Accessing OrientDB is not a problem beyond the Java world, either; native drivers are available for scripting languages such as Python, PHP, and Perl; the C and C# drivers open up access to these language families. The OrientDB Server also provides an HTTP interface. With GET and POST requests, the server can be used much like the console. Listing 3 contains a sequence of URLs the user can use to connect to the server, request information about the server and the Person class, and then search for objects. The results are returned in JSON format; updates go to the server in the same format.

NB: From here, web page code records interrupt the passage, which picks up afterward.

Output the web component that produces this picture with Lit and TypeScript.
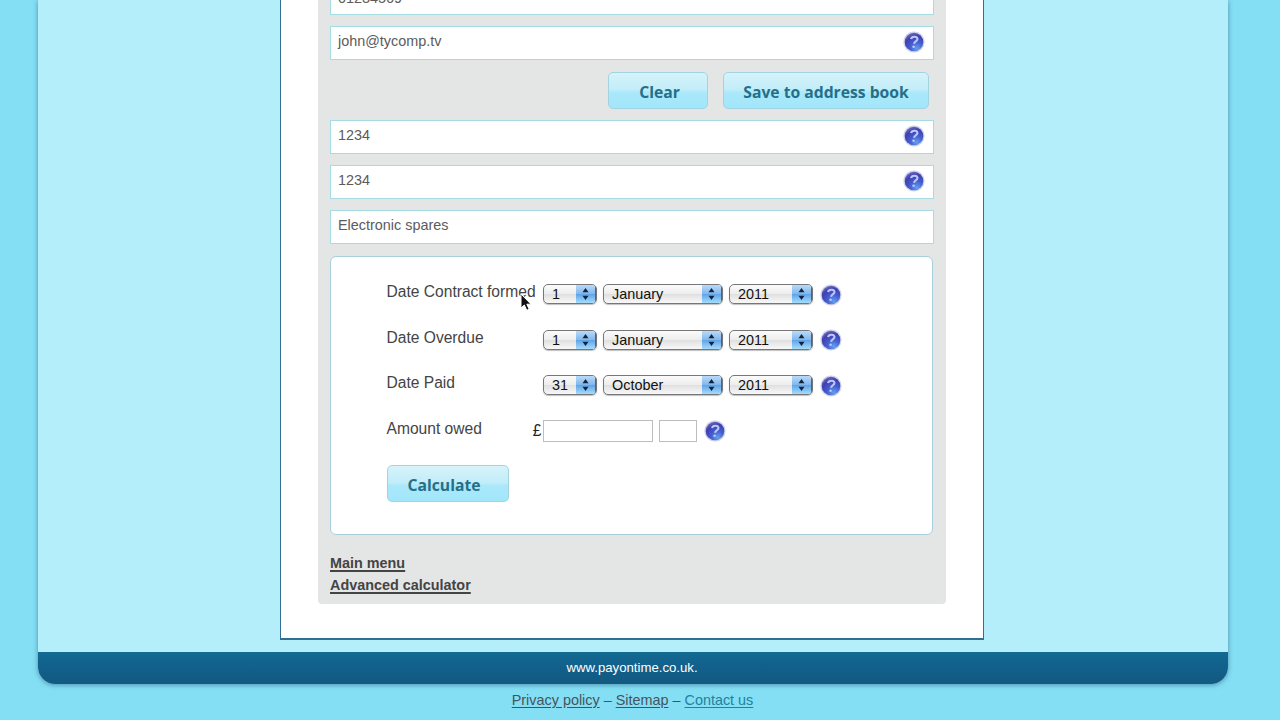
import { LitElement, html, css } from "lit";
import { customElement, property } from "lit/decorators.js";

@customElement("help-icon")
class HelpIcon extends LitElement {
  static styles = css`
    :host { display: block; width: 22px; height: 22px; flex: none; }
    svg { display: block; }
  `;
  render() {
    return html`<svg width="22" height="22" viewBox="0 0 22 22">
      <defs>
        <radialGradient id="g" cx="0.65" cy="0.85" r="0.85">
          <stop offset="0" stop-color="#64a0ee" />
          <stop offset="0.4" stop-color="#4560d0" />
          <stop offset="0.8" stop-color="#403fb0" />
          <stop offset="1" stop-color="#6668b8" />
        </radialGradient>
      </defs>
      <circle cx="11" cy="11" r="10.6" fill="#b9bfe6" opacity="0.7" />
      <circle cx="11" cy="11" r="9.3" fill="url(#g)" />
      <path d="M8 8.1C8.5 6.1 10 5.6 11.7 5.7C13.8 5.8 14.9 7.1 14.3 8.7C13.7 10.2 11.5 10.7 11 12.8" fill="none" stroke="#bcc6fa" stroke-width="2.1" />
      <circle cx="10.6" cy="15.7" r="1.3" fill="#bcc6fa" />
    </svg>`;
  }
}

@customElement("popup-select")
class PopupSelect extends LitElement {
  @property() value = "";
  static styles = css`
    :host { display: block; }
    .box {
      box-sizing: border-box; height: 20px; display: flex; border: 1px solid #77777a;
      border-radius: 5px; overflow: hidden; box-shadow: 0 1px 1px rgba(0, 0, 0, 0.25);
      background: linear-gradient(#fbfbfb, #ededed 48%, #e0e0e0 52%, #f8f8f8);
    }
    .label { flex: 1; padding-left: 8.5px; font: 14.4px/18px "Liberation Sans", Arial, sans-serif; color: #111; }
    .cap {
      width: 20px; box-shadow: inset -1px 0 #3567ab;
      background: linear-gradient(#b8dbf8, #82b8ee 48%, #61a5e8 52%, #a4dcfb);
    }
    svg { display: block; }
  `;
  render() {
    return html`<div class="box"><span class="label">${this.value}</span>
      <span class="cap"><svg width="20" height="18" viewBox="0 0 20 18">
        <path d="M6.5 7.2L9.5 3L12.5 7.2ZM6.5 10.8L9.5 15L12.5 10.8Z" fill="#10243f" />
      </svg></span></div>`;
  }
}

const DATES = [
  { label: "Date Contract formed", day: "1", month: "January", year: "2011" },
  { label: "Date Overdue", day: "1", month: "January", year: "2011" },
  { label: "Date Paid", day: "31", month: "October", year: "2011" },
];

@customElement("app-root")
class AppRoot extends LitElement {
  static styles = css`
    :host {
      display: block; position: relative; width: 1280px; height: 720px; overflow: hidden;
      background: #84dff4; font-family: "Liberation Sans", Arial, sans-serif; color: #444;
    }
    * { box-sizing: border-box; }
    .wrap {
      width: 1190px; height: 684px; margin-left: 38px; background: #b3eefa; display: flex;
      flex-direction: column; border-radius: 0 0 17px 17px; overflow: hidden;
      box-shadow: 0 1px 5px rgba(40, 90, 130, 0.6);
    }
    .page {
      width: 704px; height: 640px; margin: 0 0 12px 242px; padding: 0 37px; background: #fff;
      border: solid #326f92; border-width: 0 1px 2px;
    }
    .form { width: 628px; height: 604px; padding: 0 12px; background: #e4e6e6; border-radius: 0 0 4px 4px; }
    .field {
      width: 604px; height: 34px; display: flex; justify-content: space-between; padding: 4px 8px 0 7px;
      border: 1px solid #a5dbe3; background: #fff; font-size: 14.4px; line-height: 20px; color: #5b5b5b;
    }
    .field + .field { margin-top: 11px; }
    .cut { height: 15px; border-top: 0; padding-top: 0; align-items: flex-end; }
    .cut span { margin-bottom: 6px; }
    .buttons { display: flex; justify-content: flex-end; gap: 15px; padding: 12px 5px 11px 0; }
    .btn {
      height: 37px; border: 1px solid #a3d3e1; border-radius: 5px; text-align: center;
      background: linear-gradient(#d6f3fa, #c1edf9 48%, #aae8fa 56%, #a2e6fb);
      font: bold 15.7px/39px "Open Sans", sans-serif; color: #256f88; white-space: nowrap; padding: 0;
      display: block;
    }
    .clear { width: 100px; padding-left: 3px; }
    .save { width: 206px; }
    .calc { width: 122px; padding-right: 7px; margin-top: 24px; line-height: 39px; }
    .panel {
      width: 603px; height: 279px; margin-top: 12px; padding: 25px 0 0 55.5px; background: #fff;
      border: 1px solid #a9cfdd; border-radius: 6px;
    }
    .row { display: flex; height: 22px; margin-bottom: 23.5px; font-size: 15.6px; line-height: 20px; }
    .lab { width: 156px; display: flex; justify-content: space-between; white-space: nowrap; }
    .pound { color: #222; line-height: 23px; margin-right: 1px; }
    .row popup-select { margin: 2px 6px 0 0; }
    .row help-icon { margin: 1.5px 0 0 1px; }
    .day { width: 54px; }
    .month { width: 120px; }
    .year { width: 84px; }
    .amt { height: 22px; margin: 1px 6px 0 0; border: 1px solid #bdbdbd; background: #fff; }
    .pounds { width: 110px; }
    .pence { width: 38px; }
    .links { padding-top: 17px; font-weight: bold; font-size: 14.4px; line-height: 22px; }
    .links a { display: table; text-decoration: underline; text-underline-offset: 2px; text-decoration-thickness: 2px; }
    .bar {
      height: 32px; flex: none; background: linear-gradient(#136a92, #115f8b 50%, #125a80);
      color: #fff; font-size: 13.2px; line-height: 31px; text-align: center; padding-right: 2px;
    }
    .foot { text-align: center; font-size: 14.4px; line-height: 20px; padding: 6px 15px 0 0; color: #44545c; }
    .foot a { text-decoration: underline; text-underline-offset: 2px; }
    .foot .contact { color: #23819d; }
    .cursor { position: absolute; left: 519px; top: 292px; }
  `;
  render() {
    return html`
      <div class="wrap">
        <div class="page"><div class="form">
          <div class="field cut"><span>01234569</span></div>
          <div class="field"><span>john@tycomp.tv</span><help-icon></help-icon></div>
          <div class="buttons">
            <button class="btn clear">Clear</button>
            <button class="btn save">Save to address book</button>
          </div>
          <div class="field"><span>1234</span><help-icon></help-icon></div>
          <div class="field"><span>1234</span><help-icon></help-icon></div>
          <div class="field"><span>Electronic spares</span></div>
          <div class="panel">
            ${DATES.map((d) => html`<div class="row">
              <div class="lab">${d.label}</div>
              <popup-select class="day" .value=${d.day}></popup-select>
              <popup-select class="month" .value=${d.month}></popup-select>
              <popup-select class="year" .value=${d.year}></popup-select>
              <help-icon></help-icon>
            </div>`)}
            <div class="row">
              <div class="lab"><span>Amount owed</span><span class="pound">£</span></div>
              <div class="amt pounds"></div><div class="amt pence"></div>
              <help-icon></help-icon>
            </div>
            <button class="btn calc">Calculate</button>
          </div>
          <div class="links"><a>Main menu</a><a>Advanced calculator</a></div>
        </div></div>
        <div class="bar">www.payontime.co.uk.</div>
      </div>
      <div class="foot"><a>Privacy policy</a> – <a>Sitemap</a> – <a class="contact">Contact us</a></div>
      <svg class="cursor" width="14" height="20" viewBox="0 0 14 20">
        <path d="M2 2V16L5.3 13L7.8 18.3L10.2 17.2L7.8 12.2H12Z" fill="#111" stroke="#fff" stroke-width="1" />
      </svg>`;
  }
}
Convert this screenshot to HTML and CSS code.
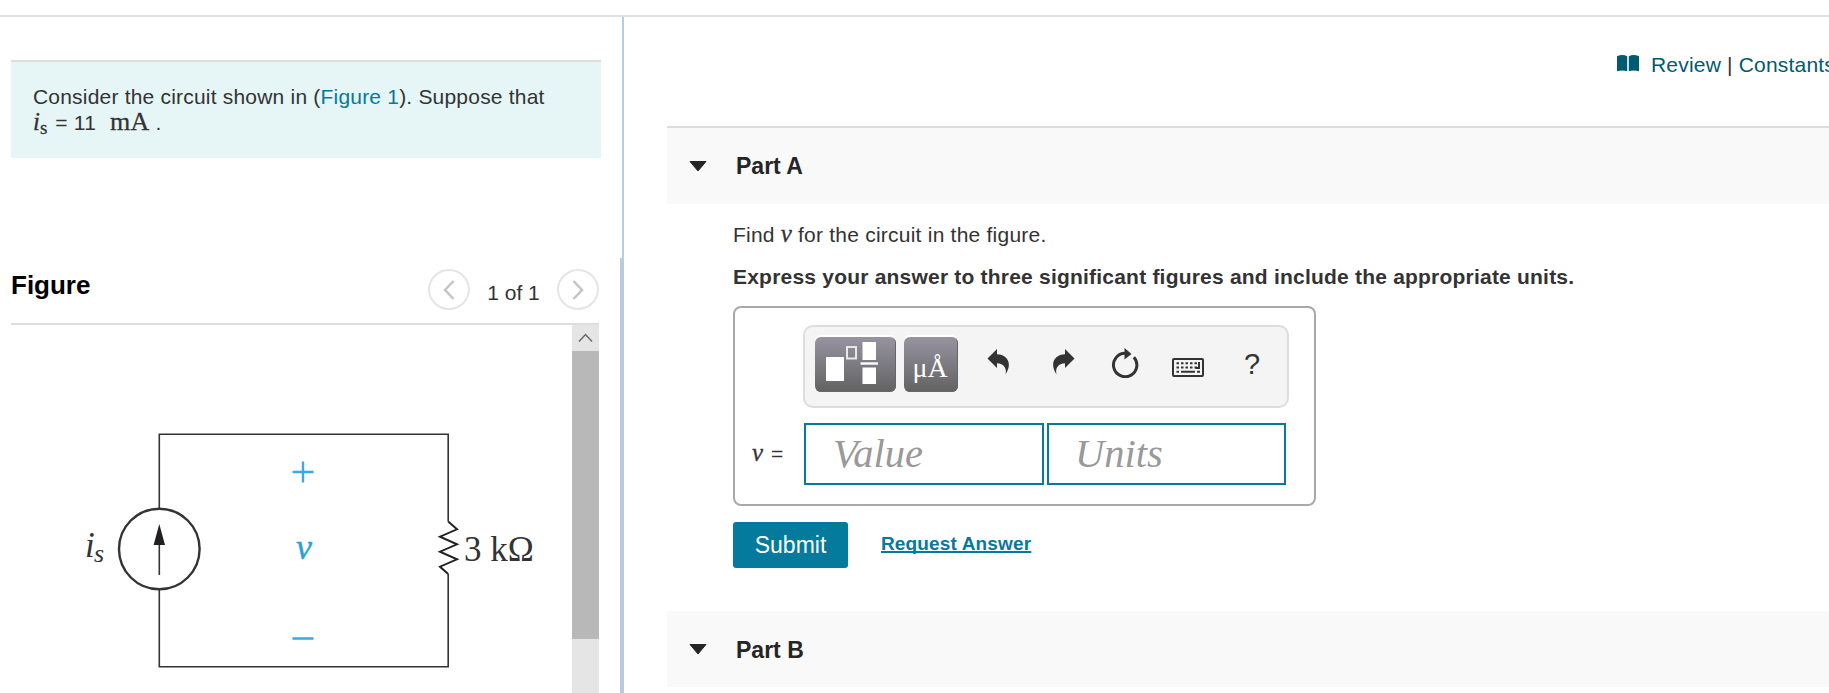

http://localhost:2480/connect/discworld
http://localhost:2480/database/discworld
http://localhost:2480/class/discworld/Person
http://localhost:2480/query/discworld/sql/select from Person where last='Vimes'
http://localhost:2480/disconnect

The HTTP interface enables the use of any programming languages, especially directly from the JavaScript code of a web page. Furthermore, thanks to the JavaScript interpreter in Java, the scripting language can also be used to program database functions, which then run directly in the database server.

Conclusions

In this article I only demonstrate the rudimentary capabilities of OrientDB, but even these examples demonstrate the flexible data model and the elegant approach to querying. The initial hurdles are low because the query language is usually based on the well-known SQL. Other features of OrientDB, such as transactional security, access rights management, distributed databases, and direct data transfer from relational databases are only mentioned here. Databases with billions of records and gigabytes of disk space are in productive use.

Thanks to its liberal Apache license, OrientDB can also be used for commercial applications. The company behind the development, Orient Technologies, offers commercial support when needed. In addition to further development of the database, the money is also used for the freely available documentation. In just two years, OrientDB has moved from being almost totally useless to being quite useful.